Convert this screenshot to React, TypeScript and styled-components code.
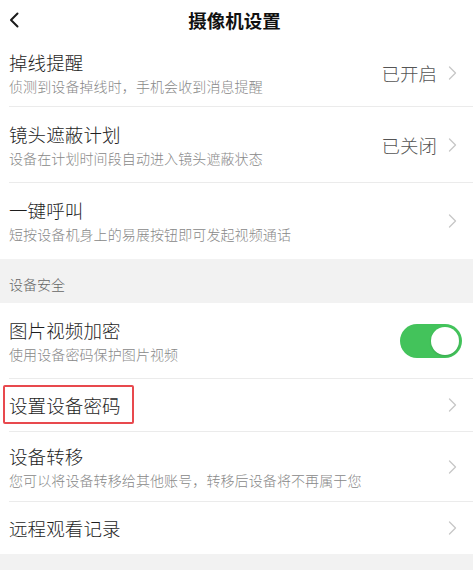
import React from "react";
import styled, { createGlobalStyle } from "styled-components";

const Global = createGlobalStyle`
  html, body { margin: 0; padding: 0; }
  body {
    background: #f2f2f2;
    font-family: "Noto Sans CJK SC", "Noto Sans", sans-serif;
    -webkit-font-smoothing: antialiased;
  }
`;

const Page = styled.div`
  width: 473px;
  min-height: 570px;
  background: #f2f2f2;
  overflow: hidden;
`;

const Header = styled.header`
  height: 40px;
  background: #fff;
  display: flex;
  align-items: center;
  justify-content: center;
  position: relative;
`;

const BackButton = styled.div`
  position: absolute;
  left: 8px;
  top: 12px;
  width: 12px;
  height: 16px;
  display: flex;
`;

const HeaderTitle = styled.h1`
  margin: 0 4px 0 0;
  font-size: 18.5px;
  font-weight: 700;
  color: #111;
  line-height: 24px;
`;

const Group = styled.section`
  background: #fff;
`;

const SectionLabel = styled.div`
  height: 44px;
  box-sizing: border-box;
  padding: 15px 0 0 9px;
  font-size: 14px;
  line-height: 20px;
  color: #666;
  font-weight: 300;
`;

const Row = styled.div`
  padding-left: 9px;
  background: #fff;
`;

const RowInner = styled.div<{ $h: number; $last?: boolean }>`
  height: ${(p) => p.$h}px;
  box-sizing: border-box;
  display: flex;
  align-items: center;
  padding-right: 16px;
  border-bottom: ${(p) => (p.$last ? "none" : "1px solid #ebebeb")};
`;

const TextCol = styled.div`
  flex: 1;
  display: flex;
  flex-direction: column;
  gap: 2px;
  min-width: 0;
`;

const Title = styled.div`
  font-size: 18.5px;
  line-height: 24px;
  color: #1e1e1e;
  font-weight: 300;
  letter-spacing: 0.1px;
  white-space: nowrap;
`;

const Highlight = styled.span`
  position: relative;
  display: inline-block;
  &::after {
    content: "";
    position: absolute;
    left: -6px;
    top: -8px;
    right: -13px;
    bottom: -7px;
    border: 2.5px solid #e8494e;
    border-radius: 2px;
  }
`;

const Sub = styled.div`
  font-size: 14px;
  line-height: 20px;
  color: #888;
  font-weight: 300;
  letter-spacing: 0.1px;
  white-space: nowrap;
`;

const Value = styled.span`
  font-size: 18.5px;
  line-height: 24px;
  color: #555;
  font-weight: 300;
  margin-right: 11px;
`;

const Chevron = styled.svg`
  width: 9px;
  height: 14px;
  flex: none;
`;

const Toggle = styled.div<{ $on: boolean }>`
  width: 62px;
  height: 34px;
  border-radius: 17px;
  background: ${(p) => (p.$on ? "#43c35b" : "#e5e5e5")};
  margin-right: -5px;
  position: relative;
  flex: none;
`;

const Knob = styled.div<{ $on: boolean }>`
  position: absolute;
  top: 3px;
  left: ${(p) => (p.$on ? "31px" : "3px")};
  width: 28px;
  height: 28px;
  border-radius: 50%;
  background: #fff;
  box-shadow: 0 1px 2px rgba(0, 0, 0, 0.15);
`;

const Arrow = () => (
  <Chevron viewBox="0 0 9 14">
    <path d="M1.5 1 L7.5 7 L1.5 13" fill="none" stroke="#c7c7c7" strokeWidth="1.3" strokeLinecap="round" strokeLinejoin="round" />
  </Chevron>
);

type Item = {
  title: string;
  sub?: string;
  value?: string;
  h: number;
  toggle?: boolean;
  highlight?: boolean;
};

const group1: Item[] = [
  { title: "掉线提醒", sub: "侦测到设备掉线时，手机会收到消息提醒", value: "已开启", h: 67 },
  { title: "镜头遮蔽计划", sub: "设备在计划时间段自动进入镜头遮蔽状态", value: "已关闭", h: 76 },
  { title: "一键呼叫", sub: "短按设备机身上的易展按钮即可发起视频通话", h: 76 },
];

const group2: Item[] = [
  { title: "图片视频加密", sub: "使用设备密码保护图片视频", h: 76, toggle: true },
  { title: "设置设备密码", h: 53, highlight: true },
  { title: "设备转移", sub: "您可以将设备转移给其他账号，转移后设备将不再属于您", h: 70 },
  { title: "远程观看记录", h: 52 },
];

const SettingRow = ({ item, last }: { item: Item; last: boolean }) => (
  <Row>
    <RowInner $h={item.h} $last={last}>
      <TextCol>
        <Title>{item.highlight ? <Highlight>{item.title}</Highlight> : item.title}</Title>
        {item.sub && <Sub>{item.sub}</Sub>}
      </TextCol>
      {item.value && <Value>{item.value}</Value>}
      {item.toggle ? (
        <Toggle $on>
          <Knob $on />
        </Toggle>
      ) : (
        <Arrow />
      )}
    </RowInner>
  </Row>
);

export default function App() {
  return (
    <Page>
      <Global />
      <Header>
        <BackButton>
          <svg width="12" height="16" viewBox="0 0 12 16">
            <path d="M9.5 1.5 L3 8 L9.5 14.5" fill="none" stroke="#1a1a1a" strokeWidth="2" strokeLinecap="round" strokeLinejoin="round" />
          </svg>
        </BackButton>
        <HeaderTitle>摄像机设置</HeaderTitle>
      </Header>
      <Group>
        {group1.map((it, i) => (
          <SettingRow key={it.title} item={it} last={i === group1.length - 1} />
        ))}
      </Group>
      <SectionLabel>设备安全</SectionLabel>
      <Group>
        {group2.map((it, i) => (
          <SettingRow key={it.title} item={it} last={i === group2.length - 1} />
        ))}
      </Group>
    </Page>
  );
}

■ **WRITTEN PROBLEM**
Repeat the data exactly in full, omitting its pictures.

■ **CORRECT RESULT**
Convert this screenshot to React, TypeScript and styled-components code.
import React from "react";
import styled, { createGlobalStyle } from "styled-components";

const Global = createGlobalStyle`
  html, body { margin: 0; padding: 0; }
  body {
    background: #f2f2f2;
    font-family: "Noto Sans CJK SC", "Noto Sans", sans-serif;
    -webkit-font-smoothing: antialiased;
  }
`;

const Page = styled.div`
  width: 473px;
  min-height: 570px;
  background: #f2f2f2;
  overflow: hidden;
`;

const Header = styled.header`
  height: 40px;
  background: #fff;
  display: flex;
  align-items: center;
  justify-content: center;
  position: relative;
`;

const BackButton = styled.div`
  position: absolute;
  left: 8px;
  top: 12px;
  width: 12px;
  height: 16px;
  display: flex;
`;

const HeaderTitle = styled.h1`
  margin: 0 4px 0 0;
  font-size: 18.5px;
  font-weight: 700;
  color: #111;
  line-height: 24px;
`;

const Group = styled.section`
  background: #fff;
`;

const SectionLabel = styled.div`
  height: 44px;
  box-sizing: border-box;
  padding: 15px 0 0 9px;
  font-size: 14px;
  line-height: 20px;
  color: #666;
  font-weight: 300;
`;

const Row = styled.div`
  padding-left: 9px;
  background: #fff;
`;

const RowInner = styled.div<{ $h: number; $last?: boolean }>`
  height: ${(p) => p.$h}px;
  box-sizing: border-box;
  display: flex;
  align-items: center;
  padding-right: 16px;
  border-bottom: ${(p) => (p.$last ? "none" : "1px solid #ebebeb")};
`;

const TextCol = styled.div`
  flex: 1;
  display: flex;
  flex-direction: column;
  gap: 2px;
  min-width: 0;
`;

const Title = styled.div`
  font-size: 18.5px;
  line-height: 24px;
  color: #1e1e1e;
  font-weight: 300;
  letter-spacing: 0.1px;
  white-space: nowrap;
`;

const Highlight = styled.span`
  position: relative;
  display: inline-block;
  &::after {
    content: "";
    position: absolute;
    left: -6px;
    top: -8px;
    right: -13px;
    bottom: -7px;
    border: 2.5px solid #e8494e;
    border-radius: 2px;
  }
`;

const Sub = styled.div`
  font-size: 14px;
  line-height: 20px;
  color: #888;
  font-weight: 300;
  letter-spacing: 0.1px;
  white-space: nowrap;
`;

const Value = styled.span`
  font-size: 18.5px;
  line-height: 24px;
  color: #555;
  font-weight: 300;
  margin-right: 11px;
`;

const Chevron = styled.svg`
  width: 9px;
  height: 14px;
  flex: none;
`;

const Toggle = styled.div<{ $on: boolean }>`
  width: 62px;
  height: 34px;
  border-radius: 17px;
  background: ${(p) => (p.$on ? "#43c35b" : "#e5e5e5")};
  margin-right: -5px;
  position: relative;
  flex: none;
`;

const Knob = styled.div<{ $on: boolean }>`
  position: absolute;
  top: 3px;
  left: ${(p) => (p.$on ? "31px" : "3px")};
  width: 28px;
  height: 28px;
  border-radius: 50%;
  background: #fff;
  box-shadow: 0 1px 2px rgba(0, 0, 0, 0.15);
`;

const Arrow = () => (
  <Chevron viewBox="0 0 9 14">
    <path d="M1.5 1 L7.5 7 L1.5 13" fill="none" stroke="#c7c7c7" strokeWidth="1.3" strokeLinecap="round" strokeLinejoin="round" />
  </Chevron>
);

type Item = {
  title: string;
  sub?: string;
  value?: string;
  h: number;
  toggle?: boolean;
  highlight?: boolean;
};

const group1: Item[] = [
  { title: "掉线提醒", sub: "侦测到设备掉线时，手机会收到消息提醒", value: "已开启", h: 67 },
  { title: "镜头遮蔽计划", sub: "设备在计划时间段自动进入镜头遮蔽状态", value: "已关闭", h: 76 },
  { title: "一键呼叫", sub: "短按设备机身上的易展按钮即可发起视频通话", h: 76 },
];

const group2: Item[] = [
  { title: "图片视频加密", sub: "使用设备密码保护图片视频", h: 76, toggle: true },
  { title: "设置设备密码", h: 53, highlight: true },
  { title: "设备转移", sub: "您可以将设备转移给其他账号，转移后设备将不再属于您", h: 70 },
  { title: "远程观看记录", h: 52 },
];

const SettingRow = ({ item, last }: { item: Item; last: boolean }) => (
  <Row>
    <RowInner $h={item.h} $last={last}>
      <TextCol>
        <Title>{item.highlight ? <Highlight>{item.title}</Highlight> : item.title}</Title>
        {item.sub && <Sub>{item.sub}</Sub>}
      </TextCol>
      {item.value && <Value>{item.value}</Value>}
      {item.toggle ? (
        <Toggle $on>
          <Knob $on />
        </Toggle>
      ) : (
        <Arrow />
      )}
    </RowInner>
  </Row>
);

export default function App() {
  return (
    <Page>
      <Global />
      <Header>
        <BackButton>
          <svg width="12" height="16" viewBox="0 0 12 16">
            <path d="M9.5 1.5 L3 8 L9.5 14.5" fill="none" stroke="#1a1a1a" strokeWidth="2" strokeLinecap="round" strokeLinejoin="round" />
          </svg>
        </BackButton>
        <HeaderTitle>摄像机设置</HeaderTitle>
      </Header>
      <Group>
        {group1.map((it, i) => (
          <SettingRow key={it.title} item={it} last={i === group1.length - 1} />
        ))}
      </Group>
      <SectionLabel>设备安全</SectionLabel>
      <Group>
        {group2.map((it, i) => (
          <SettingRow key={it.title} item={it} last={i === group2.length - 1} />
        ))}
      </Group>
    </Page>
  );
}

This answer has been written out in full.